In the first place, this is because we are facing a resurgent international far right, with access to money and networks. If you want to trace the slurs, gifs and memes to their source, go on the Telegram channels of the known fascist activists.

In addition, we are facing an Anglo-American conservative elite captured by xenophobic populism. Boris Johnson has discovered a winning formula: screw up, lie through your teeth and signal your support for a white English identity. Why else would he have refused to condemn those jeering at England players taking the knee?

Plus, we have a generation of people of colour who, through the law, social science and activism, have finally chosen to confront white people with the problem of their own personal and granular participation in racism, beyond the structural and the historic. It is these real, social and political factors that have, in the space of a decade, colonised the internet, turning it from a machine for spreading enlightenment into a machine for accelerating hate.   

There are three destructive mechanisms at work. The first is anonymity, which is most prevalent on Twitter and on the chans (anonymous bulletin boards) but tolerated at the margins on other platforms. 

Anonymity allows millions of fake identities to exist: bot accounts that can be programmed and controlled to amplify threats against real, named individuals. It also allows real people to threaten, harass, defame and insult their victims with impunity because they are untraceable, even by law enforcement. In the space of a decade, we have created alongside our real civil society, with its laws, customs and regulations, a virtual civil society in which the right to threaten, shame and lie about people is seen as sacrosanct.

The second mechanism amplifying racism is the algorithm. Algorithms are at the centre of the business model of YouTube, Facebook, Twitter, Instagram and the rest: it is a machine, not your own brain, that decides what content you see.
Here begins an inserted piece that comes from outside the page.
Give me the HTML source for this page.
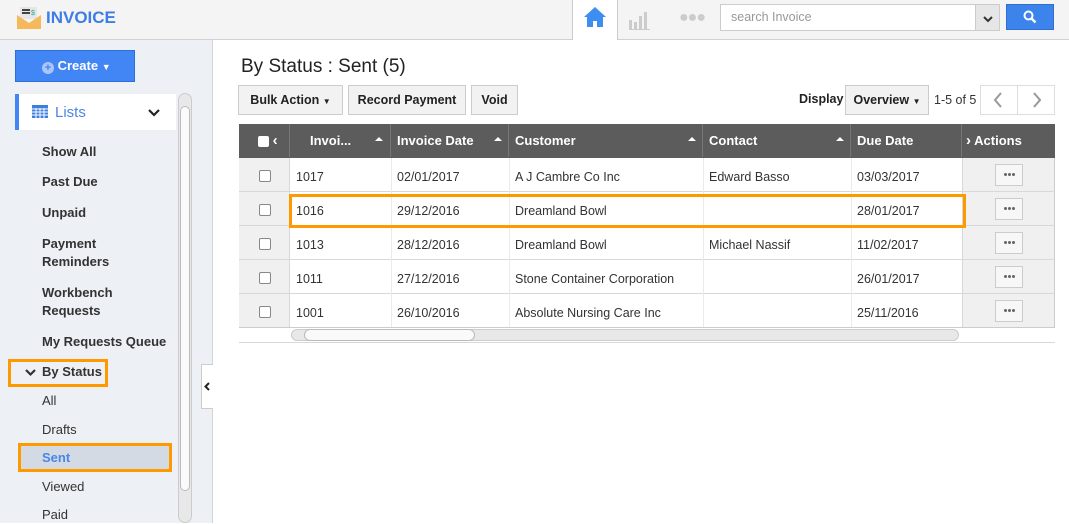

Numerous studies have revealed how the algorithms incentivise and reward hate. A New York Times investigation in 2019 found that “YouTube’s search and recommendation system appears to have systematically diverted users to far-right and conspiracy channels in Brazil.”

Yet the algorithms of the tech giants, even when they are tweaked in response to criticism, remain totally unaccountable. Indeed, there is not even a public log of changes made. The algorithmic platforms, then, are probably the first technology in history for which there is no history.
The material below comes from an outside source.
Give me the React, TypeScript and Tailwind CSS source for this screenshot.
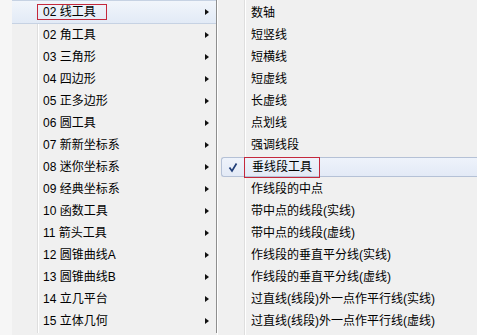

The third problem is systematic irresponsibility. The tech companies respond to complaints about abusive content, or abusive users, like robotic sloths. Since they are not legally liable for the libels, threats and incitement to violence carried on their platforms, they can treat complaints lethargically, just as they did when the sluice gates of hate opened after the England-Italy match.

Cleaning up Big Tech, through new laws and regulations, won’t eradicate the deeper, offline problem of racist structures, attitudes and prejudices. But it will help, and it is doable.

First, we need to launch both a moral and political attack on anonymity. Liberal democracies are built on the foundations of real, identifiable humans. Yes, we vote in secret, but we do not vote anonymously. Yes, we have rights to free speech and association but as real people, not fake people.

There has always been anonymous communication in the offline world: the green-ink letter, the graffiti on Rashford’s mural, the fake leaflets distributed by Labour’s opponents in Batley.

But if you can’t eradicate it online, you can discourage it. One way would be to make all bulletin board communities that rely on anonymity – and here is where most of the fascist hate-speech and incitement is nurtured – unfindable and unhostable by the commercial sector. Yes, they will move to Russian servers; yes they will retreat to Telegram. But the virulent and exponential character of their communications will subside.

I can accept, as Chris Stokel-Walker argued yesterday (13 July) in the New Statesman, that forcing Twitter users to prove their identity “risks harming whistle-blowers, the marginalised, and victims of abuse”. But there are other risks that outweigh this – such as society collapsing under an avalanche of normalised racism and misogyny. We need to weigh the risks against each other, and take prudent actions.

It is not in the commercial interests of Twitter, nor in the interest of any real user, for there to be millions of bots. Nor do most of the fake and duplicate identities used by the determined trolls and fascists need to exist. Just as I can apply to take my name off the electoral register, I should be able to apply to take my real identity off Twitter. But anonymity should not be an automatic right.

The next step is to reclassify the major tech platforms as publishers. Then, as with the Daily Mail and its comments section, they would have to censor defamatory content, incitement and hate speech. The Online Harms Bill is a step in the right direction, but goes nowhere near far enough in categorising the big players as publishers.

As for the algorithms, while they will remain the intellectual property of the tech monopolies, we need a media regulator that can take real-time measurements of their effects and impacts. Just as we hold water companies to account by testing the rivers and lakes for sewage, so we should regularly measure the traffic driven to racist and misogynist content and trace its likely algorithmic source.

Above all, we need to move beyond an argument based on “rights”. The way to arbitrate between competing rights (to free expression and to personal security) is to frame this as a moral and ethical issue.

We need to convince a generation weaned on digital anonymity that it is virtuous to show your face, speak your mind, stand your ground and own your mistakes. That’s what Rashford, Sancho and Saka do every minute they are on the pitch. You cannot be a hero or heroine in any drama unless we know who you are.